For ACI, part and parcel of treating its employees like family is providing family-supporting wages. To that end, the company has set an example by going out of its way to source materials domestically. In the past two years, ACI has purchased two U.S. companies that had been manufacturing their products in China, but Schwenn ultimately decided to onshore the labor.

“Not everything we can get here is made in America,” said Schwenn. “There are some things that we have to source internationally. But if it’s made here and it’s relatively competitive, it’s going to be sourced and purchased locally or nationally. It’s just what we do. It’s what we believe in.”

It’s also been less of a financial bite than one might think.
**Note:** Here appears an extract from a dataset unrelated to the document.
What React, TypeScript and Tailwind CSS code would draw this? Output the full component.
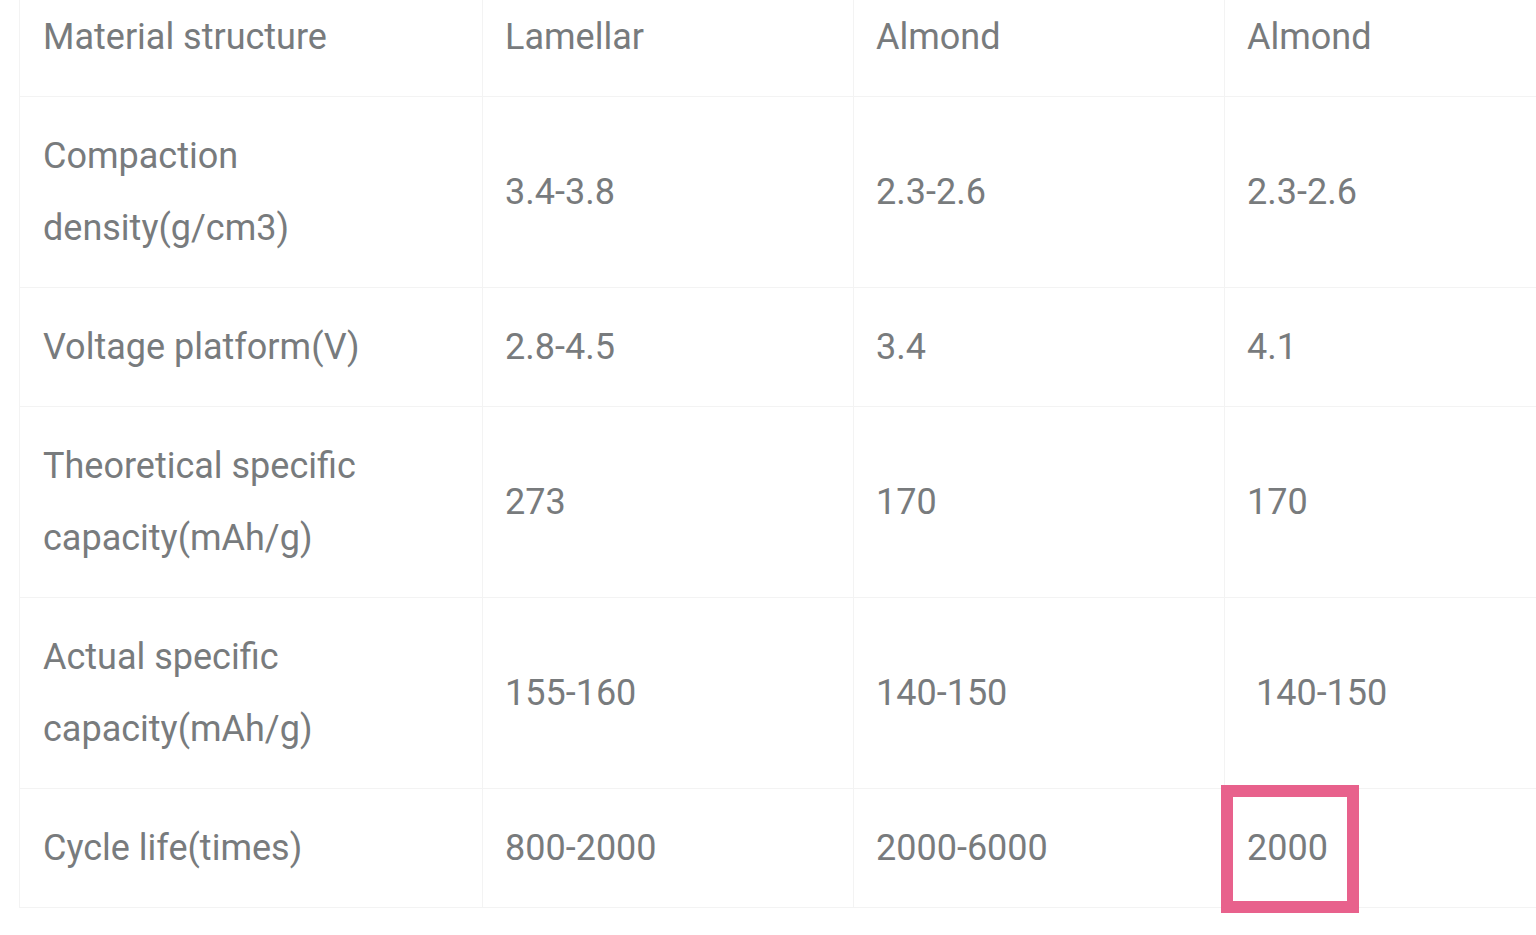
const rows: { label: React.ReactNode; values: string[] }[] = [
  { label: 'Material structure', values: ['Lamellar', 'Almond', 'Almond'] },
  { label: <>Compaction<br />density(g/cm3)</>, values: ['3.4-3.8', '2.3-2.6', '2.3-2.6'] },
  { label: 'Voltage platform(V)', values: ['2.8-4.5', '3.4', '4.1'] },
  { label: <>Theoretical specific<br />capacity(mAh/g)</>, values: ['273', '170', '170'] },
  { label: <>Actual specific<br />capacity(mAh/g)</>, values: ['155-160', '140-150', '\u00a0140-150'] },
  { label: 'Cycle life(times)', values: ['800-2000', '2000-6000', '2000'] },
]

export default function App() {
  return (
    <div className="w-[1536px] h-[935px] overflow-hidden bg-white">
      <table
        className="table-fixed border-collapse mt-[-23px] ml-[19px] w-[1576px] text-[36px] leading-[72px] text-[#787b7d]"
        style={{ fontFamily: 'Roboto, "Noto Sans", sans-serif' }}
      >
        <colgroup>
          <col className="w-[463px]" />
          <col className="w-[371px]" />
          <col className="w-[371px]" />
          <col className="w-[371px]" />
        </colgroup>
        <tbody>
          {rows.map((row, i) => (
            <tr key={i}>
              <td className="border border-[#f3f3f3] px-[23px] py-[23px] align-middle">{row.label}</td>
              {row.values.map((v, j) => {
                const marked = i === rows.length - 1 && j === 2
                return (
                  <td
                    key={j}
                    className="relative border border-[#f3f3f3] px-[22px] py-[23px] align-middle whitespace-pre"
                  >
                    {v}
                    {marked && (
                      <div className="absolute left-[-4px] top-[-4px] w-[138px] h-[128px] border-[12px] border-[#e8618c]" />
                    )}
                  </td>
                )
              })}
            </tr>
          ))}
        </tbody>
      </table>
    </div>
  )
}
“The direct labor cost is significant, but I think what we’ve learned is that when we do source locally, the overall cost, the return rate, the rework rate, are less when we have control over the process,” said Schwenn. “And we train our people to do it in the right way, so the overall cost has almost been a wash.”



Giving back

The company and its employees also place a lot of importance on giving back to the community. The company has supported The American Red Cross, Habitat for Humanity, American Family Children’s Hospital, and other organizations. However, one charitable effort that’s particularly close to Schwenn’s heart is the company’s fundraising on behalf of the UW Carbone Cancer Center.
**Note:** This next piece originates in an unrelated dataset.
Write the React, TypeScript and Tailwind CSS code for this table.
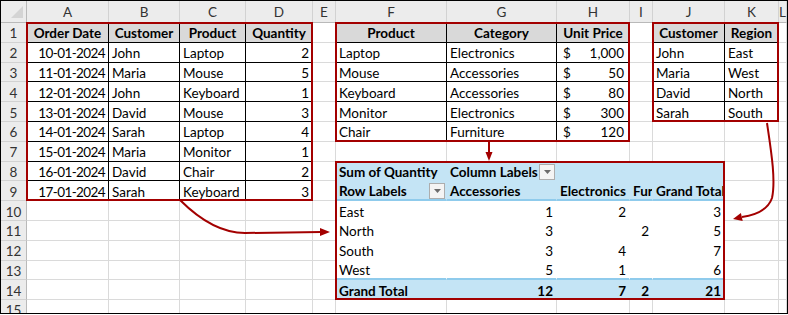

“My wife has cancer and has been battling it for seven years,” said Schwenn. “We’ve been doing a bowling outing [for Carbone] for more than seven years; we didn’t start it because she got cancer — it just happened that way. So that one’s very close to our heart, and we’ve raised well over $100,000 for the Carbone Cancer Center.”

Of course, the company, which has prospered in both good times and bad — largely because building owners are always looking to cut costs through efficient HVAC systems — is not taking its success for granted. Not anymore, anyway. According to Schwenn, the biggest lesson he’s learned over the years is that any business, whether it’s thriving or not, needs to continue to set goals and continually raise the bar higher.

“We set goals when we first started the business, and the first goal was to make sure that we’re around and can pay our employees,” said Schwenn. “So we set a revenue goal and we reached it — and we reached it, I think, in 1999. But we didn’t continue to set goals. So we kind of sat there for two or three years, and we grew a bit, but then Sept. 11 happened and it slapped us in the face, and we said we can’t rest on our laurels. So we reset our goals and got everybody on the same page, and we’ve just been going great guns since.”

But true to form, Schwenn is quick to credit his employees with driving that growth.

“ACI’s success is not because of the owners,” said Schwenn. “ACI’s success is because of 160 men and women who buy into what we are. And of course we’re in business to make money, but we look at the bigger picture. We’re here to be different. We’re here to be better. We’re here to be great.”

So if Schwenn could go back in time and talk to that foolish young man who insisted on starting a new company in the midst of a grinding recession, what would he say to him?

“You’ve done pretty well,” said Schwenn, laughing. “Better than we thought we were going to do. But we’re going to do better than we are right now.”